Deliverability drops after changes
Consider whether authentication, sending domain, IP, or content changes coincided with the drop. Revert or slowly reintroduce changes while monitoring metrics.
Further reading and standards
Technical standards such as RFC 5321 (SMTP) and the DMARC specification provide authoritative technical references for implementers. For legal compliance, consult national regulators and data protection authorities like the European Data Protection Board for GDPR interpretations.
FAQ
What are mass email sending services and how do they differ from regular email?
Mass email sending services are specialized platforms built to deliver bulk messages at scale, with infrastructure for queuing, retries, authentication (SPF, DKIM, DMARC), analytics, and compliance features that typical personal or business email accounts do not provide.
How important are SPF, DKIM, and DMARC for deliverability?
Very important.

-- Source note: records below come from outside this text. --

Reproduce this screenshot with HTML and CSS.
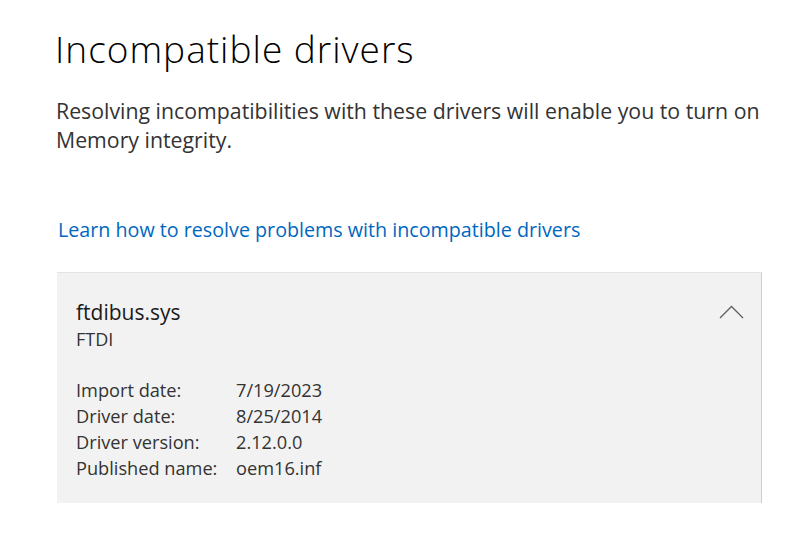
FILE: index.html
```html
<!DOCTYPE html>
<html lang="en">
<head>
<meta charset="utf-8">
<title>Incompatible drivers</title>
<link rel="stylesheet" href="styles.css">
</head>
<body>
<main class="page">
  <h1 class="title">Incompatible drivers</h1>
  <p class="intro">Resolving incompatibilities with these drivers will enable you to turn on Memory integrity.</p>
  <a class="learn" href="#">Learn how to resolve problems with incompatible drivers</a>
  <section class="card">
    <div class="card-body">
      <div class="driver-name">ftdibus.sys</div>
      <div class="driver-vendor">FTDI</div>
      <dl class="details">
        <dt>Import date:</dt><dd>7/19/2023</dd>
        <dt>Driver date:</dt><dd>8/25/2014</dd>
        <dt>Driver version:</dt><dd>2.12.0.0</dd>
        <dt>Published name:</dt><dd>oem16.inf</dd>
      </dl>
    </div>
    <button class="toggle" aria-label="Collapse">
      <svg width="25" height="14" viewBox="0 0 25 14"><path d="M1 13 L12.5 1.5 L24 13" fill="none" stroke="#5f5f5f" stroke-width="1.3"/></svg>
    </button>
  </section>
</main>
</body>
</html>
```
FILE: styles.css
```css
html, body {
  margin: 0;
  padding: 0;
  background: #ffffff;
}
body {
  font-family: "Open Sans", "Noto Sans", sans-serif;
  color: #1a1a1a;
}
.page {
  padding: 25px 0 0 55px;
  width: 707px;
}
.title {
  margin: 0;
  font-size: 37px;
  font-weight: 300;
  letter-spacing: 1px;
  line-height: 48px;
  color: #000;
}
.intro {
  margin: 23px 0 0 1px;
  font-size: 21.3px;
  line-height: 29px;
  color: #333;
}
.learn {
  display: block;
  margin: 62px 0 0 3px;
  font-size: 19.7px;
  line-height: 28px;
  color: #0067c0;
  text-decoration: none;
}
.card {
  margin: 28px 0 0 2px;
  width: 705px;
  box-sizing: border-box;
  background: #f2f2f2;
  border-top: 1px solid #e4e4e4;
  border-right: 1px solid #cdcdcd;
  display: flex;
  justify-content: space-between;
  align-items: flex-start;
}
.card-body {
  padding: 25px 0 22px 19px;
}
.driver-name {
  font-size: 21px;
  line-height: 28px;
  color: #1a1a1a;
}
.driver-vendor {
  font-size: 18px;
  line-height: 26px;
  color: #333;
}
.details {
  margin: 25px 0 0;
  display: grid;
  grid-template-columns: 160px auto;
  font-size: 18.2px;
  line-height: 26px;
  color: #333;
}
.details dt, .details dd {
  margin: 0;
}
.toggle {
  margin: 32px 17px 0 0;
  padding: 0;
  border: 0;
  background: transparent;
  width: 25px;
  height: 14px;
  display: flex;
}
```
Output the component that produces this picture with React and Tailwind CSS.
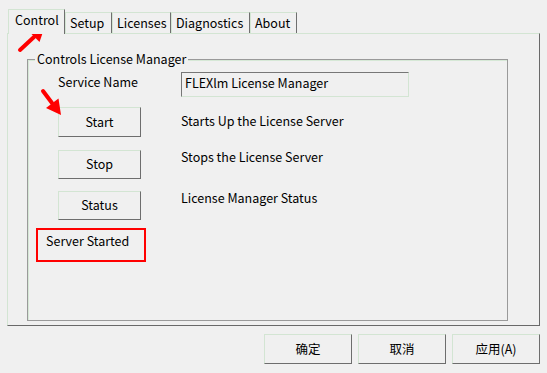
import React from 'react';

const FONT = { fontFamily: '"Noto Sans CJK SC", "Noto Sans", sans-serif' };

function Tab({ label, active, width }) {
  if (active) {
    return (
      <div
        className="relative z-10 -mb-px h-[25px] border-t border-l border-[#d3e5d3] border-r border-r-[#6f6f6f] bg-[#f0f0f0] pl-[6px] text-[12.5px] leading-[20px] text-black"
        style={{ width: width }}
      >
        {label}
      </div>
    );
  }
  return (
    <div
      className="h-[21px] border-t border-l border-[#d3e5d3] border-r border-r-[#6f6f6f] bg-[#f0f0f0] pl-[4px] text-[12.5px] leading-[19px] text-black"
      style={{ width: width }}
    >
      {label}
    </div>
  );
}

function WinButton({ children, className }) {
  return (
    <div
      className={'flex items-center justify-center border border-t-[#d3e5d3] border-l-[#d3e5d3] border-r-[#6d6d6d] border-b-[#6d6d6d] bg-[#f0f0f0] text-[12.5px] text-black ' + className}
    >
      {children}
    </div>
  );
}

export default function App() {
  return (
    <div className="relative h-[373px] w-[547px] overflow-hidden bg-[#f0f0f0] text-black" style={FONT}>
      {/* tab strip */}
      <div className="flex items-end pl-[8px] pt-[9px]">
        <Tab label="Control" active width={57} />
        <Tab label="Setup" width={47} />
        <Tab label="Licenses" width={59} />
        <Tab label="Diagnostics" width={79} />
        <Tab label="About" width={47} />
      </div>

      {/* tab panel */}
      <div className="ml-[7px] h-[293px] w-[533px] border border-t-[#d3e5d3] border-l-[#d3e5d3] border-r-[#696969] border-b-[#696969] pl-[19px] pt-[25px]">
        {/* group box */}
        <div className="relative h-[262px] w-[481px] border border-[#9a9a9a] shadow-[inset_1px_1px_0_#d6e8d6]">
          <div className="absolute left-[7px] top-[-10px] bg-[#f0f0f0] px-[2px] text-[12.5px] leading-[18px]">
            Controls License Manager
          </div>

          <div className="flex pl-[30px] pt-[12px]">
            <div className="w-[123px] pt-[1px] text-[12.5px] leading-[18px]">Service Name</div>
            <div className="flex h-[25px] w-[228px] items-start border border-t-[#777777] border-l-[#777777] border-r-[#d3e5d3] border-b-[#d3e5d3] pl-[3px] pt-[1px] text-[12.5px] leading-[18px]">
              FLEXlm License Manager
            </div>
          </div>

          <div className="mt-[10px] flex pl-[30px]">
            <WinButton className="h-[30px] w-[83px]">Start</WinButton>
            <div className="pl-[40px] pt-[5px] text-[12.5px] leading-[18px]">Starts Up the License Server</div>
          </div>

          <div className="mt-[13px] flex pl-[30px]">
            <WinButton className="h-[29px] w-[83px]">Stop</WinButton>
            <div className="pl-[40px] text-[12.5px] leading-[14px]">Stops the License Server</div>
          </div>

          <div className="mt-[12px] flex pl-[30px]">
            <WinButton className="h-[29px] w-[83px]">Status</WinButton>
            <div className="pl-[40px] text-[12.5px] leading-[14px]">License Manager Status</div>
          </div>

          <div className="ml-[8px] mt-[8px] h-[34px] w-[110px] border-2 border-[#ff0000] pl-[8px] pt-[2px] text-[12.5px] leading-[18px]">
            Server Started
          </div>
        </div>
      </div>

      {/* dialog buttons */}
      <div className="mt-[8px] flex justify-end gap-[6px] pr-[7px]">
        <WinButton className="h-[30px] w-[88px]">确定</WinButton>
        <WinButton className="h-[30px] w-[88px]">取消</WinButton>
        <WinButton className="h-[30px] w-[88px]">应用(A)</WinButton>
      </div>

      {/* annotation arrows */}
      <svg className="pointer-events-none absolute left-0 top-0" width="547" height="373">
        <line x1="20" y1="50" x2="34" y2="37" stroke="#ff0000" strokeWidth="4" strokeLinecap="round" />
        <polygon points="45,26 39.5,42 28.5,31" fill="#ff0000" />
        <line x1="43" y1="91" x2="52" y2="103" stroke="#ff0000" strokeWidth="4" strokeLinecap="round" />
        <polygon points="61,115 58.5,98.5 46,108" fill="#ff0000" />
      </svg>
    </div>
  );
}
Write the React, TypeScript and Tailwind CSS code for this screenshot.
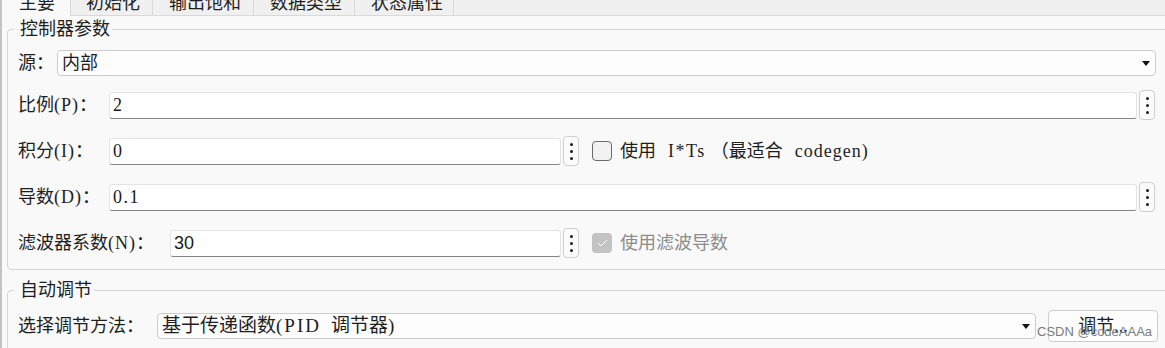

These authentication protocols help ISPs verify message authenticity, reduce spoofing, and improve the likelihood that legitimate messages reach the inbox.
How should consent and unsubscribe be handled?
Collect clear, documented consent when required, provide a simple unsubscribe mechanism, and process opt-outs promptly. Keep records of consent and the basis for processing personal data under applicable laws.
How long does IP warming take?
Timing depends on volume and engagement; warming commonly spans days to weeks. Start with small volumes to the most engaged recipients and increase gradually while monitoring complaints and bounces.